1.
Ilic, I., Tolovski, I., Rabl, T.: RMG Sort: Radix-Partitioning-Based Multi-GPU Sorting. In: et al., B.K.-R. (ed.) Datenbanksysteme für Business, Technologie und Web (BTW 2023) (2023).
In recent years, graphics processing units (GPUs) emerged as database accelerators due to their massive parallelism and high-bandwidth memory. Sorting is a core database operation with many applications, such as output ordering, index creation, grouping, and sort-merge joins. Many single-GPU sorting algorithms have been shown to outperform highly parallel CPU algorithms. Today’s systems include multiple GPUs with direct high-bandwidth peer-to-peer (P2P) interconnects. However, previous multi-GPU sorting algorithms do not efficiently harness the P2P transfer capability of modern interconnects, such as NVLink and NVSwitch. In this paper, we propose RMG sort, a novel radix partitioning-based multi-GPU sorting algorithm.
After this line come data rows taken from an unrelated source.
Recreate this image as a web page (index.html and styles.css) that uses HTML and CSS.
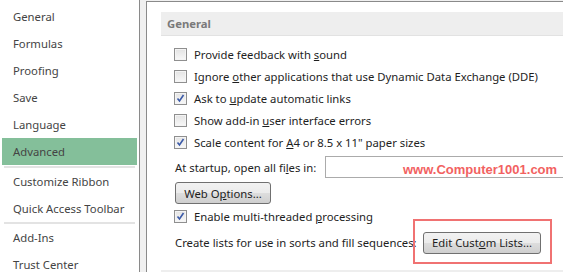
FILE: index.html
```html
<!DOCTYPE html>
<html lang="en">
<head>
  <meta charset="UTF-8">
  <title>Excel Options - Advanced</title>
  <link rel="stylesheet" href="styles.css">
</head>
<body>
  <div class="window">
    <!-- Menu da esquerda -->
    <ul class="nav">
      <li>General</li>
      <li>Formulas</li>
      <li>Proofing</li>
      <li>Save</li>
      <li>Language</li>
      <li class="active">Advanced</li>
      <li class="sep first"></li>
      <li>Customize Ribbon</li>
      <li>Quick Access Toolbar</li>
      <li class="sep"></li>
      <li>Add-Ins</li>
      <li>Trust Center</li>
    </ul>

    <!-- Painel de opções -->
    <div class="panel">
      <div class="section-title">General</div>

      <div class="opt">
        <span class="box"></span>
        <span>Provide feedback with <u>s</u>ound</span>
      </div>
      <div class="opt">
        <span class="box"></span>
        <span>Ignore <u>o</u>ther applications that use Dynamic Data Exchange (DDE)</span>
      </div>
      <div class="opt">
        <span class="box checked"><svg viewBox="0 0 11 11" width="11" height="11"><path d="M2.5 5.5 L4.5 8 L8.5 2" fill="none" stroke="#3b5aa8" stroke-width="1.6"/></svg></span>
        <span>Ask to <u>u</u>pdate automatic links</span>
      </div>
      <div class="opt">
        <span class="box"></span>
        <span>Show add-in <u>u</u>ser interface errors</span>
      </div>
      <div class="opt">
        <span class="box checked"><svg viewBox="0 0 11 11" width="11" height="11"><path d="M2.5 5.5 L4.5 8 L8.5 2" fill="none" stroke="#3b5aa8" stroke-width="1.6"/></svg></span>
        <span>Scale content for <u>A</u>4 or 8.5 x 11" paper sizes</span>
      </div>

      <div class="startup">
        <span class="startup-label">At startup, open all fi<u>l</u>es in:</span>
        <div class="textbox"><span class="watermark">www.Computer1001.com</span></div>
      </div>

      <button class="btn web-btn">Web O<u>p</u>tions...</button>

      <div class="opt">
        <span class="box checked"><svg viewBox="0 0 11 11" width="11" height="11"><path d="M2.5 5.5 L4.5 8 L8.5 2" fill="none" stroke="#3b5aa8" stroke-width="1.6"/></svg></span>
        <span>Enable multi-threaded <u>p</u>rocessing</span>
      </div>

      <div class="lists">
        <span class="lists-label">Create lists for use in sorts and fill sequences:</span>
        <span class="mark"><button class="btn">Edit Cust<u>o</u>m Lists...</button></span>
      </div>

      <div class="section-title next"></div>
    </div>
  </div>
</body>
</html>
```

FILE: styles.css
```css
/* Janela de opções do Excel */
body {
  margin: 0;
  background-color: #f0f0f0;
  font-family: "Noto Sans", "Open Sans", sans-serif;
  font-size: 11.3px;
  overflow: hidden;
}
.window {
  display: flex;
  height: 272px;
  overflow: hidden;
}
.nav {
  list-style: none;
  margin: 0;
  padding: 3px 0 0;
  width: 139px;
  background-color: #fff;
  border-right: 1px solid #8a8a8a;
  flex-shrink: 0;
}
.nav li {
  height: 27px;
  line-height: 27px;
  margin: 0 2px;
  padding-left: 11px;
  color: #444;
  white-space: nowrap;
}
.nav li.active {
  background-color: #84bf9a;
}
.nav li.sep {
  height: 2px;
  margin: 0 4px;
  background-color: #e3e3e3;
}
.nav li.sep.first {
  margin-top: 1px;
}
.panel {
  flex: 1;
  margin-left: 6px;
  margin-top: 1px;
  background-color: #fff;
  border-left: 1px solid #8a8a8a;
  border-top: 1px solid #8a8a8a;
  padding: 10px 0 0 14px;
  color: #1e1e1e;
}
.section-title {
  height: 23px;
  line-height: 23px;
  padding-left: 6px;
  background-color: #eeeeee;
  border-bottom: 1px solid #e2e2e2;
  font-weight: bold;
  color: #7a7a7a;
  margin-bottom: 7px;
}
.section-title.next {
  margin-top: 15px;
  border-bottom: none;
}
.opt {
  display: flex;
  align-items: center;
  gap: 7px;
  height: 22px;
  padding-left: 13px;
  white-space: nowrap;
}
.box {
  width: 11px;
  height: 11px;
  border: 1px solid #8f8f8f;
  background: linear-gradient(#e3e3e3, #f8f8f8);
  box-shadow: inset 0 0 0 1px #f4f4f4;
  display: flex;
}
.startup {
  display: flex;
  align-items: center;
  margin-top: 3px;
  padding-left: 14px;
  white-space: nowrap;
}
.startup-label {
  width: 150px;
  flex-shrink: 0;
}
.textbox {
  flex: 1;
  height: 20px;
  border: 1px solid #ababab;
  border-right: none;
  display: flex;
  align-items: center;
  padding-left: 77px;
}
.watermark {
  font-family: "Liberation Sans", Arial, sans-serif;
  font-weight: bold;
  font-size: 13px;
  color: #f26161;
  margin-top: 5px;
}
.btn {
  font-family: inherit;
  font-size: 11.3px;
  color: #1e1e1e;
  height: 22px;
  padding: 0 6px;
  border: 1px solid #707070;
  border-radius: 3px;
  background: linear-gradient(#f2f2f2 0%, #ebebeb 50%, #dddddd 51%, #cfcfcf 100%);
  white-space: nowrap;
}
.web-btn {
  display: block;
  width: 96px;
  margin: 4px 0 1px 14px;
}
.lists {
  display: flex;
  align-items: center;
  height: 25px;
  margin-top: 3px;
  padding-left: 14px;
  white-space: nowrap;
}
.lists-label {
  width: 238px;
  flex-shrink: 0;
}
.mark {
  position: relative;
  margin-left: 10px;
}
.mark .btn {
  width: 118px;
  display: block;
}
/* Moldura vermelha de destaque */
.mark::after {
  content: "";
  position: absolute;
  left: -10px;
  top: -13px;
  right: -11px;
  bottom: -10px;
  border: 2px solid #f07272;
  pointer-events: none;
}
```
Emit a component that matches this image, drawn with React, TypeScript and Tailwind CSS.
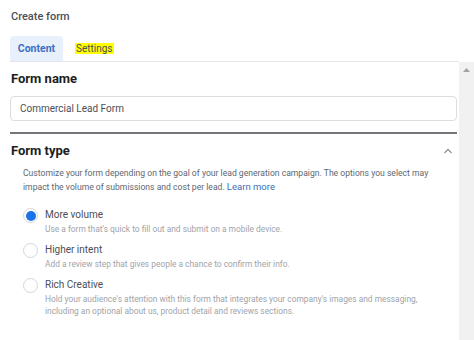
import React from "react";

type Option = { label: string; desc: string[]; checked?: boolean };

const OPTIONS: Option[] = [
  {
    label: "More volume",
    desc: ["Use a form that's quick to fill out and submit on a mobile device."],
    checked: true,
  },
  {
    label: "Higher intent",
    desc: ["Add a review step that gives people a chance to confirm their info."],
  },
  {
    label: "Rich Creative",
    desc: [
      "Hold your audience's attention with this form that integrates your company's images and messaging,",
      "including an optional about us, product detail and reviews sections.",
    ],
  },
];

function Radio({ checked }: { checked?: boolean }) {
  return (
    <span className="mt-[1px] flex h-[15px] w-[15px] shrink-0 items-center justify-center rounded-full border border-[#d4d6da] bg-white">
      {checked && <span className="h-[10px] w-[10px] rounded-full bg-[#1a73e8]" />}
    </span>
  );
}

export default function App() {
  return (
    <div className="flex h-[340px] w-[474px] flex-col overflow-hidden bg-white font-['Roboto',sans-serif] text-[#1c1e21]">
      {/* header */}
      <div className="mr-[15px] ml-[10px] border-b border-[#e4e6e9]">
        <div className="pt-[9px] pl-[1px] text-[11px] leading-[16px] font-medium text-[#4b4f56]">
          Create form
        </div>
        <div className="mt-[11px] flex items-center gap-[12px]">
          <div className="flex h-[25px] w-[53px] items-center justify-center rounded-t-[4px] bg-[#e7f0fb] text-[10.5px] font-bold text-[#3b6fc4]">
            Content
          </div>
          <span className="bg-[#ffff00] px-[1px] text-[10px] leading-[11px] text-[#4b4f56]">Settings</span>
        </div>
      </div>

      <div className="flex flex-1">
        <div className="flex-1 pr-[2px] pl-[10px]">
          <div className="pt-[8px] pl-[1px] text-[13px] leading-[18px] font-bold">Form name</div>
          <div className="mt-[8px] flex h-[25px] items-center rounded-[4px] border border-[#dadde1] pl-[9px] text-[10px] text-[#4b4f56]">
            Commercial Lead Form
          </div>
          <div className="mt-[11px] h-[2px] bg-[#747679]" />

          <div className="mt-[8px] flex items-center justify-between pl-[1px]">
            <span className="text-[13px] leading-[18px] font-bold">Form type</span>
            <svg width="10" height="6" viewBox="0 0 10 6" className="mr-[4px]">
              <path d="M1.5 5 L5 1.5 L8.5 5" fill="none" stroke="#8d949e" strokeWidth="1.3" />
            </svg>
          </div>

          <p className="mt-[7px] pl-[13px] text-[8.6px] leading-[13px] text-[#606770]">
            Customize your form depending on the goal of your lead generation campaign. The options you select may
            <br />
            impact the volume of submissions and cost per lead.{" "}
            <span className="text-[9.5px] text-[#3a6fb8]">Learn more</span>
          </p>

          <div className="mt-[13px] flex flex-col gap-[7px] pl-[13px]">
            {OPTIONS.map((o) => (
              <div key={o.label} className="flex gap-[7px]">
                <Radio checked={o.checked} />
                <div>
                  <div className="text-[10px] leading-[16px] text-[#4b4f56]">{o.label}</div>
                  {o.desc.map((d) => (
                    <div key={d} className="text-[8.4px] leading-[12px] text-[#a0a4aa]">
                      {d}
                    </div>
                  ))}
                </div>
              </div>
            ))}
          </div>
        </div>

        {/* scrollbar */}
        <div className="flex w-[15px] justify-center bg-[#f1f1f1] pt-[6px]">
          <svg width="7" height="4" viewBox="0 0 7 4">
            <path d="M0 4 L3.5 0 L7 4 Z" fill="#a3a3a3" />
          </svg>
        </div>
      </div>
    </div>
  );
}
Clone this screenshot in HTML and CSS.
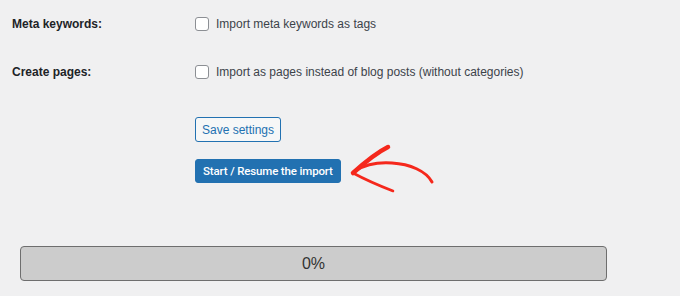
FILE: index.html
```html
<!DOCTYPE html>
<html lang="en">
<head>
<meta charset="UTF-8">
<title>Import settings</title>
<link rel="stylesheet" href="styles.css">
</head>
<body>
<div class="page">
  <div class="form-row">
    <div class="label">Meta keywords:</div>
    <label class="option"><span class="checkbox"></span>Import meta keywords as tags</label>
  </div>
  <div class="form-row">
    <div class="label">Create pages:</div>
    <label class="option"><span class="checkbox"></span>Import as pages instead of blog posts (without categories)</label>
  </div>
  <div class="actions">
    <button class="btn btn-secondary">Save settings</button>
    <button class="btn btn-primary">Start / Resume the import</button>
  </div>
  <div class="progress">0%</div>

  <svg class="arrow" width="100" height="60" viewBox="340 140 100 60">
    <path d="M353 173 C 364 163, 376 153, 388 147" stroke="#f5281c" stroke-width="4.5" fill="none" stroke-linecap="round"/>
    <path d="M353 173 C 366 180, 380 186, 393 191" stroke="#f5281c" stroke-width="2.6" fill="none" stroke-linecap="round"/>
    <path d="M355 171 C 366 164, 378 162, 392 163 C 410 164, 426 171, 432 182" stroke="#f5281c" stroke-width="3" fill="none" stroke-linecap="round"/>
  </svg>
</div>
</body>
</html>
```

FILE: styles.css
```css
body {
  margin: 0;
  background: #f0f0f1;
  font-family: "Liberation Sans", Arial, sans-serif;
  font-size: 12px;
  color: #3c434a;
}
.page {
  position: relative;
  padding: 0 12px;
}
.form-row {
  display: grid;
  grid-template-columns: 183px 1fr;
  align-items: center;
  height: 48px;
}
.label {
  font-weight: 600;
  color: #1d2327;
}
.option {
  display: flex;
  align-items: center;
  gap: 7px;
}
.checkbox {
  width: 12px;
  height: 12px;
  border: 1px solid #8c8f94;
  border-radius: 3px;
  background: #fff;
}
.actions {
  display: flex;
  flex-direction: column;
  align-items: flex-start;
  gap: 17px;
  padding: 21px 0 0 183px;
}
.btn {
  font-family: inherit;
  font-size: 12px;
  border-radius: 3px;
  padding: 0 6px;
  cursor: pointer;
}
.btn-secondary {
  height: 25px;
  background: #f6f7f7;
  border: 1px solid #2271b1;
  color: #2271b1;
}
.btn-primary {
  height: 24px;
  padding: 0 7px;
  background: #2271b1;
  border: 1px solid #2271b1;
  color: #fff;
  font-family: Roboto, "Liberation Sans", sans-serif;
  font-size: 11.5px;
  font-weight: 500;
  letter-spacing: -0.15px;
}
.progress {
  margin: 63px 0 0 8px;
  width: 585px;
  height: 33px;
  line-height: 33px;
  background: #cccccc;
  border: 1px solid #6e6e6e;
  border-radius: 4px;
  text-align: center;
  font-size: 16px;
  color: #333;
}
.arrow {
  position: absolute;
  left: 340px;
  top: 140px;
}
```
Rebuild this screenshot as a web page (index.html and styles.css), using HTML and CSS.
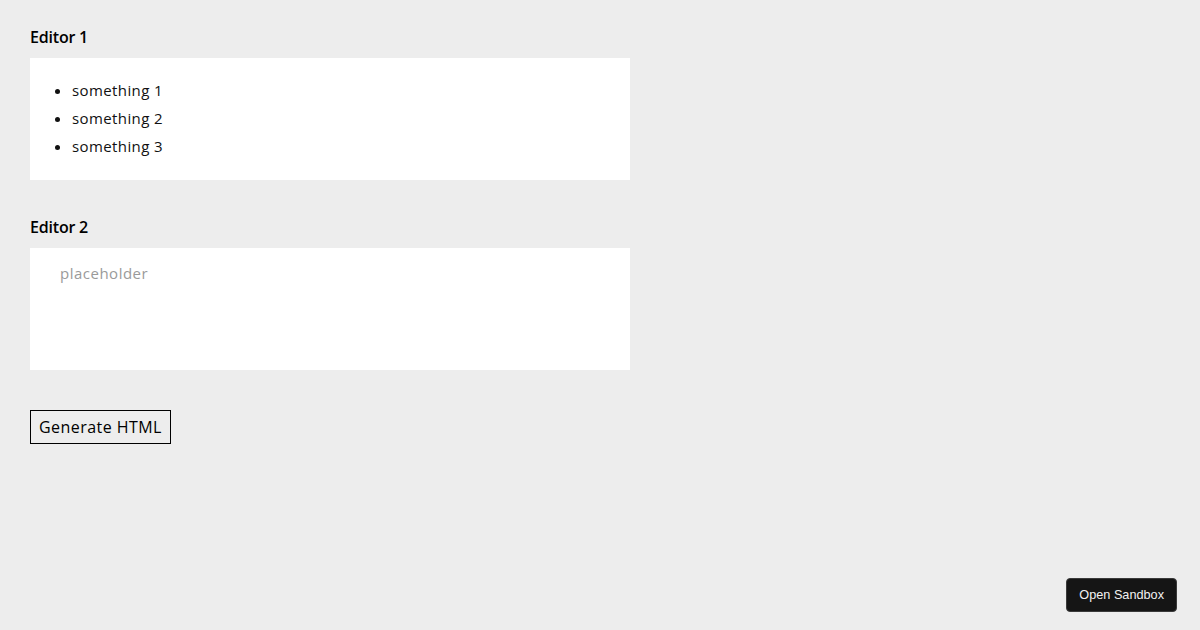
FILE: index.html
```html
<!DOCTYPE html>
<html>
<head>
<meta charset="utf-8">
<link rel="stylesheet" href="styles.css">
</head>
<body>
<div class="page">
  <h3 class="label">Editor 1</h3>
  <div class="editor">
    <ul class="list">
      <li>something 1</li>
      <li>something 2</li>
      <li>something 3</li>
    </ul>
  </div>
  <h3 class="label label-second">Editor 2</h3>
  <div class="editor editor-empty">
    <p class="placeholder">placeholder</p>
  </div>
  <button class="generate">Generate HTML</button>
</div>
<a class="sandbox">Open Sandbox</a>
</body>
</html>
```
FILE: styles.css
```css
html, body {
  margin: 0;
  background: #ededed;
}
body {
  font-family: "Open Sans", "DejaVu Sans", sans-serif;
  color: #111;
}
.page {
  padding: 25px 30px;
  width: 600px;
}
.label {
  margin: 0 0 9px;
  font-size: 16px;
  line-height: 24px;
  font-weight: 600;
  letter-spacing: -0.2px;
  color: #000;
}
.label-second {
  margin-top: 35px;
}
.editor {
  background: #fff;
  height: 122px;
  box-sizing: border-box;
  padding: 18px 0 0;
}
.list {
  margin: 0;
  padding-left: 42px;
  font-size: 15px;
  line-height: 28px;
  letter-spacing: 0.4px;
}
.editor-empty {
  padding: 11px 30px;
}
.placeholder {
  margin: 0;
  font-size: 15px;
  line-height: 28px;
  letter-spacing: 0.5px;
  color: #9a9a9a;
}
.generate {
  margin-top: 40px;
  height: 34px;
  box-sizing: border-box;
  padding: 0 8px;
  border: 1px solid #000;
  background: transparent;
  font-family: inherit;
  font-size: 16px;
  letter-spacing: 0.45px;
  color: #000;
  display: block;
}
.sandbox {
  position: fixed;
  right: 23px;
  bottom: 18px;
  height: 34px;
  box-sizing: border-box;
  padding: 0 12px;
  display: flex;
  align-items: center;
  background: #151515;
  border: 1px solid #3a3a3a;
  border-radius: 4px;
  color: #f2f2f2;
  font-family: "Liberation Sans", Arial, sans-serif;
  font-size: 12.7px;
}
```
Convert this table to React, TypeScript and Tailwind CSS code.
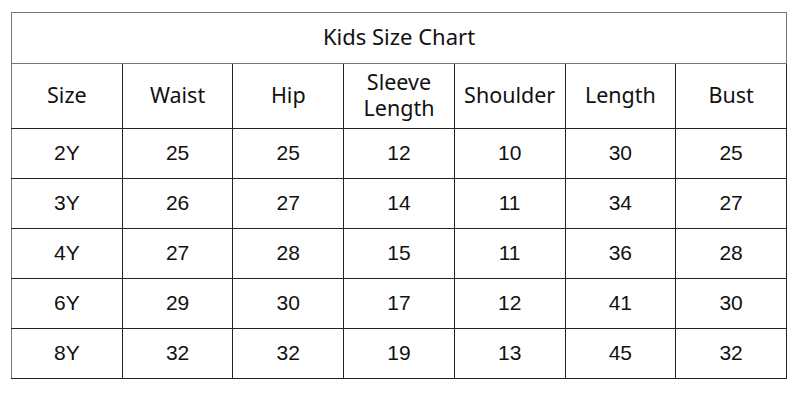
const headers = ['Size', 'Waist', 'Hip', 'Sleeve Length', 'Shoulder', 'Length', 'Bust']

const rows = [
  ['2Y', '25', '25', '12', '10', '30', '25'],
  ['3Y', '26', '27', '14', '11', '34', '27'],
  ['4Y', '27', '28', '15', '11', '36', '28'],
  ['6Y', '29', '30', '17', '12', '41', '30'],
  ['8Y', '32', '32', '19', '13', '45', '32'],
]

export default function App() {
  return (
    <div className="w-[800px] h-[400px] bg-white pt-[12px] pl-[11px]">
      <table className="w-[776px] border-collapse table-fixed text-[#111]">
        <thead>
          <tr className="h-[51px]">
            <th
              colSpan={7}
              className="border border-[#777] font-normal text-[22px] font-['Noto_Sans',sans-serif] pb-[4px]"
            >
              Kids Size Chart
            </th>
          </tr>
          <tr className="h-[65px]">
            {headers.map((h) => (
              <th
                key={h}
                className="border border-[#222] first:border-l-[#777] font-normal text-[21.5px] leading-[26px] font-['Noto_Sans',sans-serif] pb-[2px]"
              >
                {h === 'Sleeve Length' ? (
                  <>
                    Sleeve
                    <br />
                    Length
                  </>
                ) : (
                  h
                )}
              </th>
            ))}
          </tr>
        </thead>
        <tbody>
          {rows.map((r) => (
            <tr key={r[0]} className="h-[50px]">
              {r.map((c, i) => (
                <td
                  key={i}
                  className="border border-[#222] first:border-l-[#777] text-center text-[21px] font-['Liberation_Sans',Arial,sans-serif] pb-[2px]"
                >
                  {c}
                </td>
              ))}
            </tr>
          ))}
        </tbody>
      </table>
    </div>
  )
}
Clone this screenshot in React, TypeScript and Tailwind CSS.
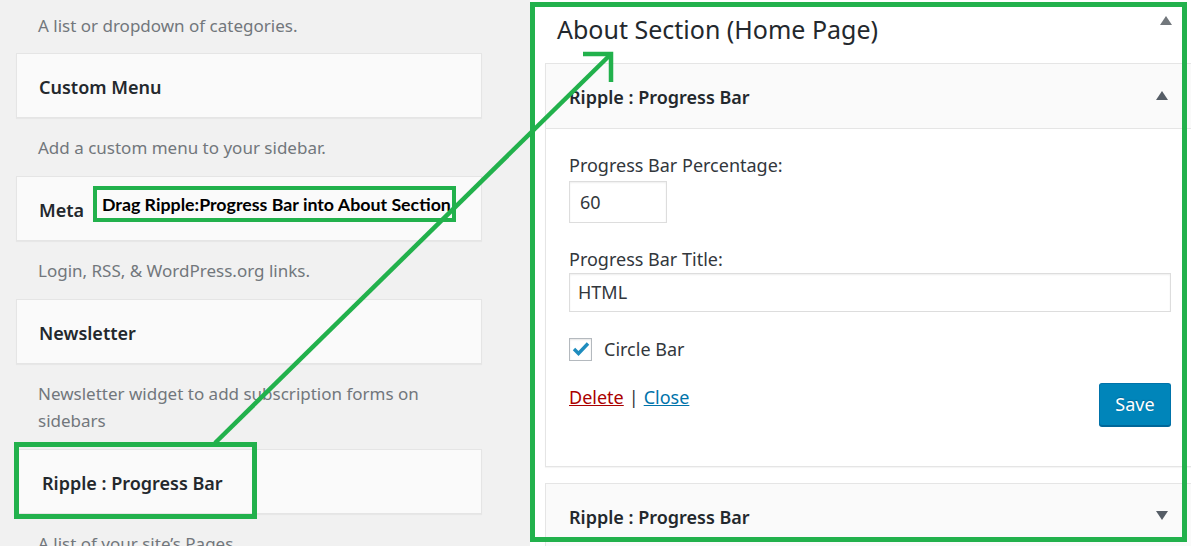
const LEFT_WIDGETS = [
  { title: "Custom Menu", desc: "Add a custom menu to your sidebar." },
  { title: "Meta", desc: "Login, RSS, & WordPress.org links." },
  { title: "Newsletter", desc: "Newsletter widget to add subscription forms on sidebars" },
  { title: "Ripple : Progress Bar", desc: "A list of your site’s Pages.", dragged: true },
];

function Triangle({ up, className }: { up: boolean; className: string }) {
  return (
    <svg width="12" height="9" viewBox="0 0 12 9" className={className}>
      <polygon points={up ? "6,0 12,9 0,9" : "0,0 12,0 6,9"} fill="currentColor" />
    </svg>
  );
}

function WidgetCard({ title, dragged }: { title: string; dragged?: boolean }) {
  return (
    <div className="flex h-[65px] items-center border border-[#e5e5e5] bg-[#fafafa] pt-[3px] shadow-[0_1px_1px_rgba(0,0,0,0.04)]">
      <h3 className={`${dragged ? "pl-[25px]" : "pl-[22px]"} text-[18px] font-semibold text-[#23282d]`}>{title}</h3>
    </div>
  );
}

function WidgetHeader({ up }: { up: boolean }) {
  return (
    <div className="flex h-[64px] items-center justify-between bg-[#fafafa] pl-[23px] pr-[36px] pt-[3px]">
      <h3 className="text-[18px] font-semibold text-[#23282d]">Ripple : Progress Bar</h3>
      <Triangle up={up} className="mt-[-4px] text-[#555d66]" />
    </div>
  );
}

export default function App() {
  return (
    <div className="relative h-[546px] w-[1191px] overflow-hidden bg-[#f1f1f1] font-['Noto_Sans',sans-serif]">
      <div className="flex h-full">
        {/* Available widgets */}
        <div className="w-[530px] shrink-0 pl-4 pr-[48px] pt-[12px]">
          <p className="pb-[14px] pl-[22px] text-[17px] leading-[27px] text-[#72777c]">A list or dropdown of categories.</p>
          {LEFT_WIDGETS.map((w) => (
            <div key={w.title}>
              <WidgetCard title={w.title} dragged={w.dragged} />
              <p className="pb-[15px] pl-[22px] pr-[22px] pt-4 text-[17px] leading-[27px] text-[#72777c]">{w.desc}</p>
            </div>
          ))}
        </div>

        {/* Sidebar area */}
        <div className="min-w-0 flex-1 overflow-hidden bg-white">
          <div className="flex items-start justify-between pl-[27px] pr-[19px] pt-[13px]">
            <h2 className="text-[25px] leading-[32px] text-[#23282d]">About Section (Home Page)</h2>
            <Triangle up className="mt-[3px] text-[#72777c]" />
          </div>
          <div className="ml-[15px] mt-[18px] w-[660px]">
            <div className="border border-[#e5e5e5] shadow-[0_1px_1px_rgba(0,0,0,0.04)]">
              <WidgetHeader up />
              <div className="border-t border-[#e5e5e5] bg-white pb-[40px] pl-[23px] pt-[24px]">
                <div className="w-[602px] text-[18px] text-[#32373c]">
                  <label className="block leading-[24px]">Progress Bar Percentage:</label>
                  <div className="mt-[4px] flex h-[42px] w-[98px] items-center border border-[#ddd] pl-[10px] shadow-[inset_0_1px_2px_rgba(0,0,0,0.07)]">60</div>
                  <label className="mt-[24px] block leading-[24px]">Progress Bar Title:</label>
                  <div className="mt-[2px] flex h-[39px] w-[602px] items-center border border-[#ddd] pl-[8px] shadow-[inset_0_1px_2px_rgba(0,0,0,0.07)]">HTML</div>
                  <div className="mt-[25px] flex items-center gap-[12px]">
                    <span className="flex h-[23px] w-[23px] items-center justify-center border border-[#b4b9be] bg-white shadow-[inset_0_1px_2px_rgba(0,0,0,0.1)]">
                      <svg width="18" height="16" viewBox="0 0 18 16">
                        <path d="M2 8 L6.5 12.5 L16 2.5" fill="none" stroke="#1e8cbe" strokeWidth="3.4" />
                      </svg>
                    </span>
                    <span className="leading-[24px]">Circle Bar</span>
                  </div>
                  <div className="mt-[22px] flex items-start justify-between">
                    <div className="mt-[2px] leading-[24px]">
                      <a className="text-[#a00] underline">Delete</a>
                      <span className="px-[5px]">|</span>
                      <a className="text-[#0073aa] underline">Close</a>
                    </div>
                    <button className="h-[43px] w-[72px] rounded-[3px] border border-[#0073aa] border-b-[#006799] bg-[#0085ba] text-[18px] text-white shadow-[0_1px_0_#006799] [text-shadow:0_-1px_1px_#006799]">
                      Save
                    </button>
                  </div>
                </div>
              </div>
            </div>
            <div className="mt-[16px] border border-[#e5e5e5]">
              <WidgetHeader up={false} />
            </div>
          </div>
        </div>
      </div>

      {/* Annotations */}
      <div className="absolute left-[530px] top-[2px] h-[540px] w-[657px] border-[5px] border-[#22b14c]" />
      <div className="absolute left-[14px] top-[442px] h-[77px] w-[243px] border-[5px] border-[#22b14c]" />
      <div className="absolute left-[93px] top-[186px] flex h-[36px] w-[363px] items-center border-4 border-[#22b14c] bg-[#fafafa] pl-[5px] font-['Lato',sans-serif] text-[17.8px] font-bold text-black">
        Drag Ripple:Progress Bar into About Section
      </div>
      <svg className="pointer-events-none absolute left-0 top-0" width="1191" height="546">
        <line x1="215" y1="443" x2="609" y2="56" stroke="#22b14c" strokeWidth="4.5" />
        <polyline points="583,54 611,54 611,82" fill="none" stroke="#22b14c" strokeWidth="4.5" />
      </svg>
    </div>
  );
}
We present a most-significant-bit partitioning strategy that efficiently utilizes high-speed P2P interconnects while reducing inter-GPU communication. Independent of the number of GPUs, we exchange radix partitions between the GPUs in one all-to-all P2P key swap and achieve nearly-perfect load balancing. We evaluate RMG sort on two modern multi-GPU systems. Our experiments show that RMG sort scales well with the input size and the number of GPUs, outperforming a parallel CPU-based sort by up to 20×. Compared to two state-of-the-art, merge-based, multi-GPU sorting algorithms, we achieve speedups of up to 1.3× and 1.8× across both systems. Excluding the CPU-GPU data transfer times and on eight GPUs, RMG sort outperforms the two merge-based multi-GPU sorting algorithms up to 2.7× and 9.2×.